Monster Squad choreographer Tahni Holt collaborated with visual artist Marty Schnapf to create the dizzying and dyspeptic Island Desk: my teeny tiny knowledge of nothing. It is a dramatization of the cumulative psychic effect ‘the office’ can have upon the individual and the collective group; the struggle of a diminished spirit acting upon desires in a place where they must always be kept in check.

The dancers appear between, or at times behind, a series of high walls that are repositioned throughout the performance. At the center of the stage are a water cooler and a curious internally illuminated prism. The movement begins with swinging arms and languorous swoops and falls that culminate in desperate catches or embraces. These in turn give way to an exhausted crawling or dragging. Suddenly, the serenity of the solo piano is replaced by the jazzy rhythm of a strumming acoustic guitar and the warm, ambient hum of a distant singer. As we hear the percussive sounds of a typewriter, the dancers momentarily gain their stride and coworkers coalesce into synchronized spasms. Jerking violently in unison, they shake their heads and outstretched arms.

Throughout the piece, the folly of these sequences -- with their alignments and fragmentation -- are repeated again and again. The dancers’ bodies are overcome by fatigue before falling back in line. At times the pace of the dream-like mayhem slows to a halt and the stage darkens. The surreal vision of a bird taking flight becomes visible on one of the walls: it is a stark contrast to the realities of this physical space, but a representation, no doubt, of some unrealized internal grace. Soon the dancers tremble around the water cooler, frantically clasping paper cups as if trying to replenish a spent life force.

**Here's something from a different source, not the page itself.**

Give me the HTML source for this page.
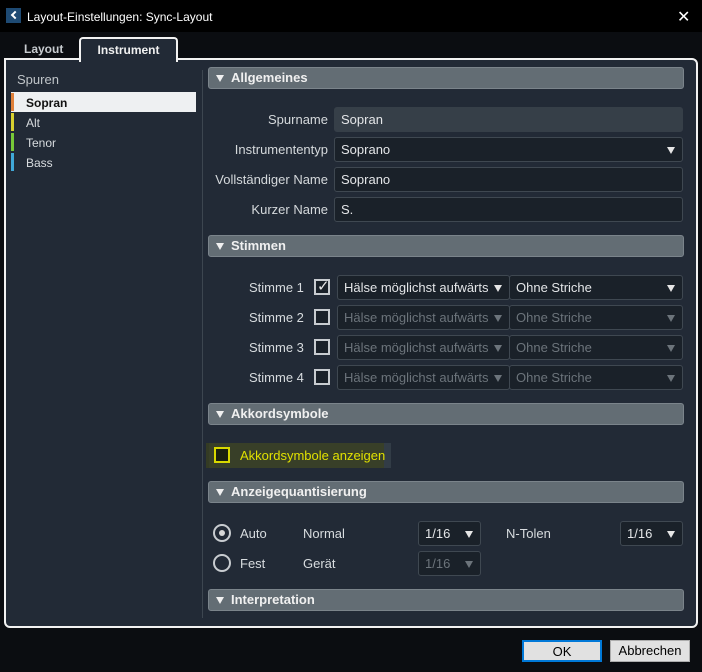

In the end, the rectangular form of a desk is visible on the surface of the moveable walls, which have been turned on their side. Surrounded by a projection of flowing water, it is rendered a lonely island, but we see the reflected waves float above it.

However poetic, Island Desk reminds us of our buried hopes and lost expectations. In spite of this, there is a degree of humor that arises from our understanding that we are complicit in our own social degradation. As we watch the dancers we recognize a familiar physical anguish and find ourselves less horrified than amused.

Like Island Desk, Zoe Scofield’s there ain’t no easy way out was the result of her collaboration with a visual artist, Juniper Shuey, and a composer, Morgan Henderson. At first we see a hologram-like projection of a woman on a swing and hear the low, solitary tones of a bass clarinet. But soon the dancers emerge on stage, enveloped in a deep fog, and we begin to witness a much different piece unfold.

While contemporary dance tends to be heavily idea-based, Scofield is concerned more with qualities than concepts. At a time and in a venue were technique is often a well-meaning dance company’s Achilles’ heel, this is a most welcome sight. I doubt if there has been a performance at On the Boards in recent years, local or otherwise, with better dancers or a more refined vocabulary of movement.

The work is both lyrical and thought provoking, but suffers ultimately from an unclear intentions and lack of compositional unity. There ain’t no easy way out of what? This place does not look so bad, really, with its elegant costumes and elaborate, if ambiguous, stagecraft. Had Scofield’s movement been moored to an overriding thought or sentiment, as Holt’s had been, we might have experienced something considerably more powerful. But seeing dance this well executed is pleasure enough.